A critic of Bollywood Hungama gave the film 3 out of 5 stars and noted, "Dono is a clean family entertainer and works due to its simplicity, relatable goings-on and some funny and emotional moments. At the box office, it’ll need a strong word of mouth to attract its target audience." Ganesh Aaglave of Firstpost gave the film 3 out of 5 stars and noted, "Dono is a modern-day love story, which works well because of its fresh writing. The story will find relevance among the youth but the stretched runtime of over two-and-a-half hours plays a bit spoiler. The film is visually appealing."

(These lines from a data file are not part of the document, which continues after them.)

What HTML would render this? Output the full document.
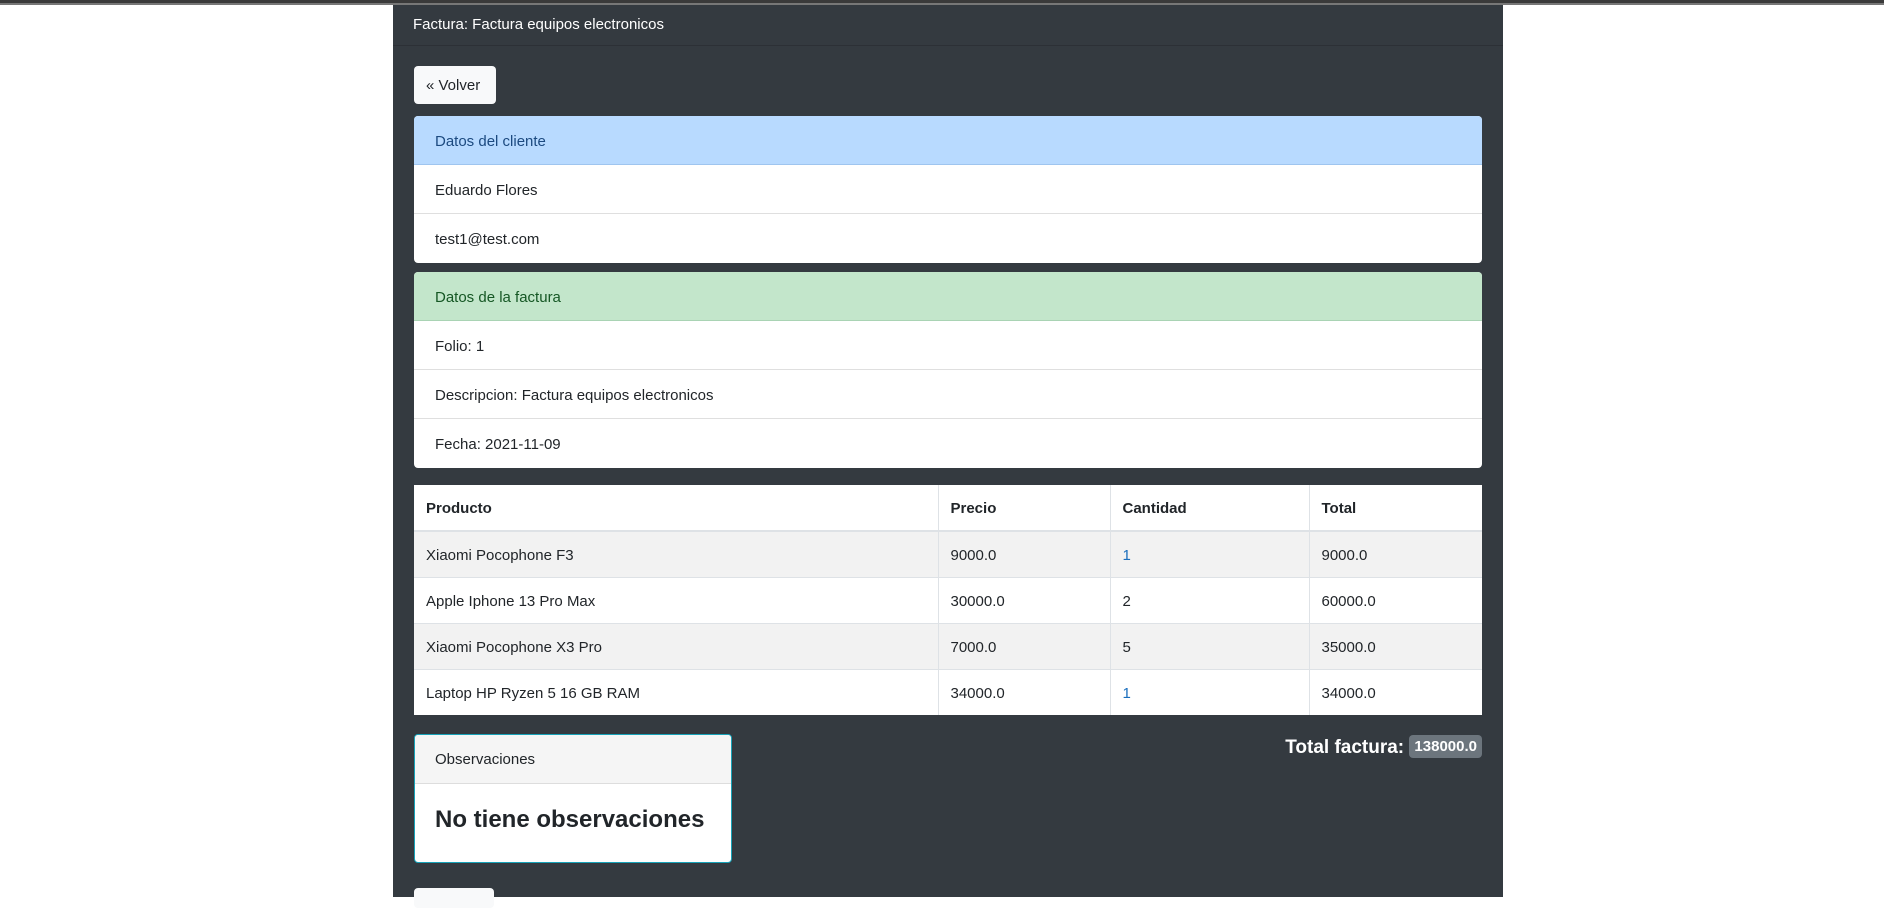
<!DOCTYPE html>
<html><head><meta charset="utf-8"><style>
*{box-sizing:border-box;margin:0;padding:0}
body{width:1884px;height:897px;background:#fff;font-family:"Liberation Sans",sans-serif;font-size:16px;color:#212529;position:relative;overflow:hidden}
.topbar{position:absolute;left:0;top:0;width:1884px;height:5px;background:#3a3a3a;border-bottom:2px solid #777}
.panel{position:absolute;left:393px;top:5px;width:1110px;height:892px;background:#343a40}
.hdr{position:absolute;left:0;top:0;width:100%;height:41px;border-bottom:1px solid #2c3036;color:#fff;font-size:15px;padding:11px 20px}
.btn{position:absolute;background:#f8f9fa;border-radius:4px;color:#212529;font-size:15px;white-space:nowrap}
.card{position:absolute;background:#fff;border-radius:4px;overflow:hidden}
.card div{height:49px;border-bottom:1px solid #dfdfdf;padding:17px 21px 0;font-size:15px}
.card div:last-child{border-bottom:none}
table{position:absolute;left:21px;top:480px;width:1068px;border-collapse:collapse;background:#fff;font-size:15px}
td,th{border-left:1px solid #dee2e6;padding:2px 12px 0;text-align:left;height:46px;border-top:1px solid #dee2e6}
th{border-bottom:2px solid #dee2e6;border-top:none}
td:first-child,th:first-child{border-left:none}
tr.s td{background:#f2f2f2}
.b{color:#1a6ebd}
</style></head><body>
<div class="topbar"></div>
<div class="panel">
<div class="hdr">Factura: Factura equipos electronicos</div>
<div class="btn" style="left:21px;top:61px;width:82px;height:38px;padding:11px 12px">« Volver</div>
<div class="card" style="left:21px;top:111px;width:1068px">
<div style="background:#b8daff;color:#1c4a80;border-bottom:1px solid #9fc5ef">Datos del cliente</div>
<div>Eduardo Flores</div><div>test1@test.com</div></div>
<div class="card" style="left:21px;top:267px;width:1068px">
<div style="background:#c3e6cb;color:#155724;border-bottom:1px solid #a9d3b4">Datos de la factura</div>
<div>Folio: 1</div><div>Descripcion: Factura equipos electronicos</div><div>Fecha: 2021-11-09</div></div>
<table>
<tr><th style="width:524px">Producto</th><th style="width:172px">Precio</th><th style="width:199px">Cantidad</th><th>Total</th></tr>
<tr class="s"><td>Xiaomi Pocophone F3</td><td>9000.0</td><td class="b">1</td><td>9000.0</td></tr>
<tr><td>Apple Iphone 13 Pro Max</td><td>30000.0</td><td>2</td><td>60000.0</td></tr>
<tr class="s"><td>Xiaomi Pocophone X3 Pro</td><td>7000.0</td><td>5</td><td>35000.0</td></tr>
<tr><td>Laptop HP Ryzen 5 16 GB RAM</td><td>34000.0</td><td class="b">1</td><td>34000.0</td></tr>
</table>
<div class="card" style="left:21px;top:729px;width:318px;height:129px;border:1px solid #17a2b8">
<div style="background:#f5f5f5;border-bottom:1px solid #ddd;padding:16px 20px 0">Observaciones</div>
<div style="font-size:24px;font-weight:bold;padding:22px 20px 0;height:auto;white-space:nowrap">No tiene observaciones</div></div>
<div style="position:absolute;right:21px;top:730px;color:#fff;font-size:19px;font-weight:bold">Total factura: <span style="display:inline-block;background:#6c757d;border-radius:4px;font-size:15px;padding:3px 5px;vertical-align:2px">138000.0</span></div>
<div class="btn" style="left:21px;top:883px;width:80px;height:20px"></div>
</div>
</body></html>
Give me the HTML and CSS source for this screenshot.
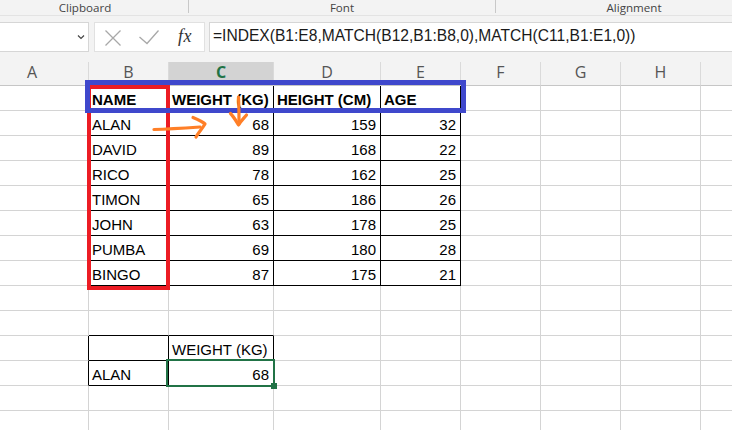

Sonil Dedhia of News18 India gave the film 3 out of 5 stars and noted, "With Dono, Avnish gives Bollywood romance a simple yet interesting love story. The film is much too long, though. There is a noticeable dip just before the interval and things tend to get convenient. The film delivers decent entertainment and leaves you with a smile at the end of it." Deepa Gahlot of Rediff.com gave the film 2 out of 5 stars and noted, "With Dono, Avnish has slowly dragged the story a few miles over the boundary into the territory of contemporary lifestyle. There are no great emotional highs or lows in the film. It is just made up of little moments of normal interactions between young people."